SET EXERCISE »
Quote the records beneath, complete and exact. Leave out images.

Code that builds pages

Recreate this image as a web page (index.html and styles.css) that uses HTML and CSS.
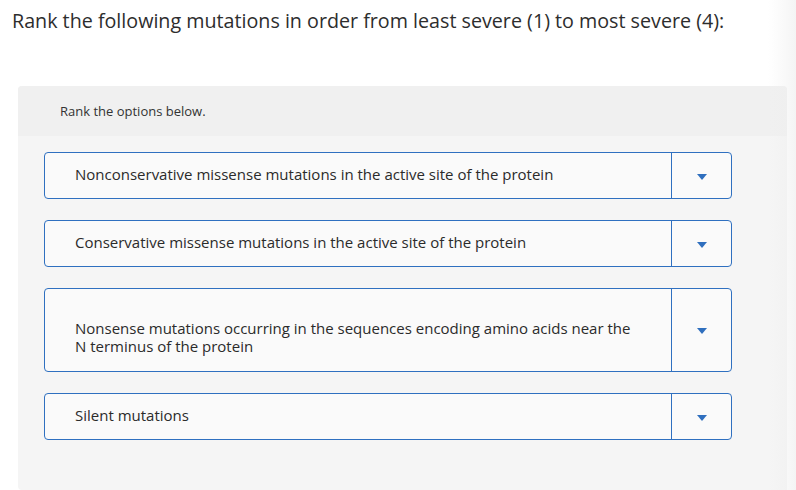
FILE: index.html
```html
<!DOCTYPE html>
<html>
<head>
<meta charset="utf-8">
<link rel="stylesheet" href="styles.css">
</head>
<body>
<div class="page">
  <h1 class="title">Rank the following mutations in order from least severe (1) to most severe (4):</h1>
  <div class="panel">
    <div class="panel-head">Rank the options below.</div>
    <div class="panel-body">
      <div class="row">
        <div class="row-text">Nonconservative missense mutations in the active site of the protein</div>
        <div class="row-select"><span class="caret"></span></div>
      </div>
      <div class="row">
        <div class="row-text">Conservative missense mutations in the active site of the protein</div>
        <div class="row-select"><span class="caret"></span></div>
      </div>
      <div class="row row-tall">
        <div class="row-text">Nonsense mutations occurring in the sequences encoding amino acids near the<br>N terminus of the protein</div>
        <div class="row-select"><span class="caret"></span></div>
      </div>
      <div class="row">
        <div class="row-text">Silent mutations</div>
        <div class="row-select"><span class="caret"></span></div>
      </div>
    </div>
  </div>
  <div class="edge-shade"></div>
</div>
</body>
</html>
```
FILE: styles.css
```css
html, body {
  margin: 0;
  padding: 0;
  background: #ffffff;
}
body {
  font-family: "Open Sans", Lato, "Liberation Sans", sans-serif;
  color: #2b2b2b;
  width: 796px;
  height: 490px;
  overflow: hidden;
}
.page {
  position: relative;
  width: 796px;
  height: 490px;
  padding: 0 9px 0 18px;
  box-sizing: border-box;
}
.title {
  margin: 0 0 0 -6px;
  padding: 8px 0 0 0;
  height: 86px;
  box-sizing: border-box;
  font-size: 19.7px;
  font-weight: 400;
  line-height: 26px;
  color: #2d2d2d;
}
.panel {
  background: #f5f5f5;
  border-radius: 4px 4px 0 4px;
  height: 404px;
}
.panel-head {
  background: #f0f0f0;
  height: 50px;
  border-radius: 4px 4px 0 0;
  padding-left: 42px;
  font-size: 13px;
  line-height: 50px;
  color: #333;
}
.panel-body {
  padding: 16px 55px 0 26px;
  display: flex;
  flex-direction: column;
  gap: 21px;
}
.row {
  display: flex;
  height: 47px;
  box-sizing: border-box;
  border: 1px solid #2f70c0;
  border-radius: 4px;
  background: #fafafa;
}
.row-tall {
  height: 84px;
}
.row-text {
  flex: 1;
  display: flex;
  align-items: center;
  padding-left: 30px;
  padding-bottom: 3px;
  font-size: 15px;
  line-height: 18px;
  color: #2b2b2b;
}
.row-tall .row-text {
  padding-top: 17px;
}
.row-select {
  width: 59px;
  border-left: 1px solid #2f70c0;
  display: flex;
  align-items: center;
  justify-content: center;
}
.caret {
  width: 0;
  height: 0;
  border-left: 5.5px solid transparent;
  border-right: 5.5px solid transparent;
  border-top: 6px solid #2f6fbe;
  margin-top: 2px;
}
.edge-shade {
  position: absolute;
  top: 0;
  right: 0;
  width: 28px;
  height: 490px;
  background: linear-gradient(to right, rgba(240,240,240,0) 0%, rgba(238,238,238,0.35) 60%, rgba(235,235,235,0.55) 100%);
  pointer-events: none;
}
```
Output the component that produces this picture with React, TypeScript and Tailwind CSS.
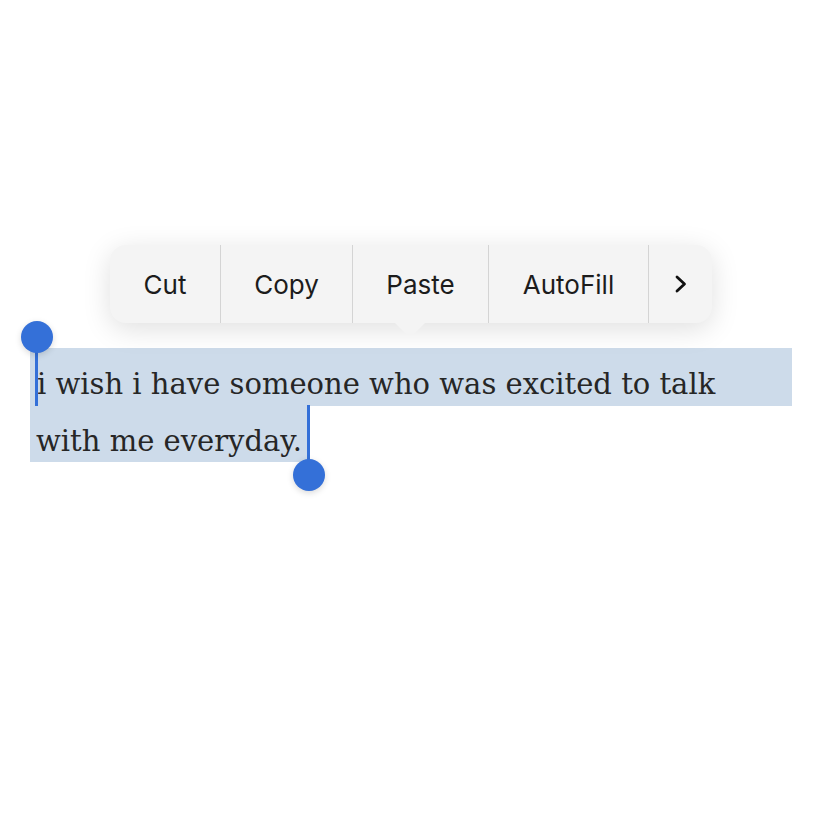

ANSWER TO THIS EXERCISE »
Recreate this image as a web page (index.html and styles.css) that uses HTML and CSS.
FILE: index.html
```html
<!DOCTYPE html>
<html>
<head>
<meta charset="utf-8">
<link rel="stylesheet" href="styles.css">
</head>
<body>
<div class="page">
  <h1 class="title">Rank the following mutations in order from least severe (1) to most severe (4):</h1>
  <div class="panel">
    <div class="panel-head">Rank the options below.</div>
    <div class="panel-body">
      <div class="row">
        <div class="row-text">Nonconservative missense mutations in the active site of the protein</div>
        <div class="row-select"><span class="caret"></span></div>
      </div>
      <div class="row">
        <div class="row-text">Conservative missense mutations in the active site of the protein</div>
        <div class="row-select"><span class="caret"></span></div>
      </div>
      <div class="row row-tall">
        <div class="row-text">Nonsense mutations occurring in the sequences encoding amino acids near the<br>N terminus of the protein</div>
        <div class="row-select"><span class="caret"></span></div>
      </div>
      <div class="row">
        <div class="row-text">Silent mutations</div>
        <div class="row-select"><span class="caret"></span></div>
      </div>
    </div>
  </div>
  <div class="edge-shade"></div>
</div>
</body>
</html>
```
FILE: styles.css
```css
html, body {
  margin: 0;
  padding: 0;
  background: #ffffff;
}
body {
  font-family: "Open Sans", Lato, "Liberation Sans", sans-serif;
  color: #2b2b2b;
  width: 796px;
  height: 490px;
  overflow: hidden;
}
.page {
  position: relative;
  width: 796px;
  height: 490px;
  padding: 0 9px 0 18px;
  box-sizing: border-box;
}
.title {
  margin: 0 0 0 -6px;
  padding: 8px 0 0 0;
  height: 86px;
  box-sizing: border-box;
  font-size: 19.7px;
  font-weight: 400;
  line-height: 26px;
  color: #2d2d2d;
}
.panel {
  background: #f5f5f5;
  border-radius: 4px 4px 0 4px;
  height: 404px;
}
.panel-head {
  background: #f0f0f0;
  height: 50px;
  border-radius: 4px 4px 0 0;
  padding-left: 42px;
  font-size: 13px;
  line-height: 50px;
  color: #333;
}
.panel-body {
  padding: 16px 55px 0 26px;
  display: flex;
  flex-direction: column;
  gap: 21px;
}
.row {
  display: flex;
  height: 47px;
  box-sizing: border-box;
  border: 1px solid #2f70c0;
  border-radius: 4px;
  background: #fafafa;
}
.row-tall {
  height: 84px;
}
.row-text {
  flex: 1;
  display: flex;
  align-items: center;
  padding-left: 30px;
  padding-bottom: 3px;
  font-size: 15px;
  line-height: 18px;
  color: #2b2b2b;
}
.row-tall .row-text {
  padding-top: 17px;
}
.row-select {
  width: 59px;
  border-left: 1px solid #2f70c0;
  display: flex;
  align-items: center;
  justify-content: center;
}
.caret {
  width: 0;
  height: 0;
  border-left: 5.5px solid transparent;
  border-right: 5.5px solid transparent;
  border-top: 6px solid #2f6fbe;
  margin-top: 2px;
}
.edge-shade {
  position: absolute;
  top: 0;
  right: 0;
  width: 28px;
  height: 490px;
  background: linear-gradient(to right, rgba(240,240,240,0) 0%, rgba(238,238,238,0.35) 60%, rgba(235,235,235,0.55) 100%);
  pointer-events: none;
}
```
Output the component that produces this picture with React, TypeScript and Tailwind CSS.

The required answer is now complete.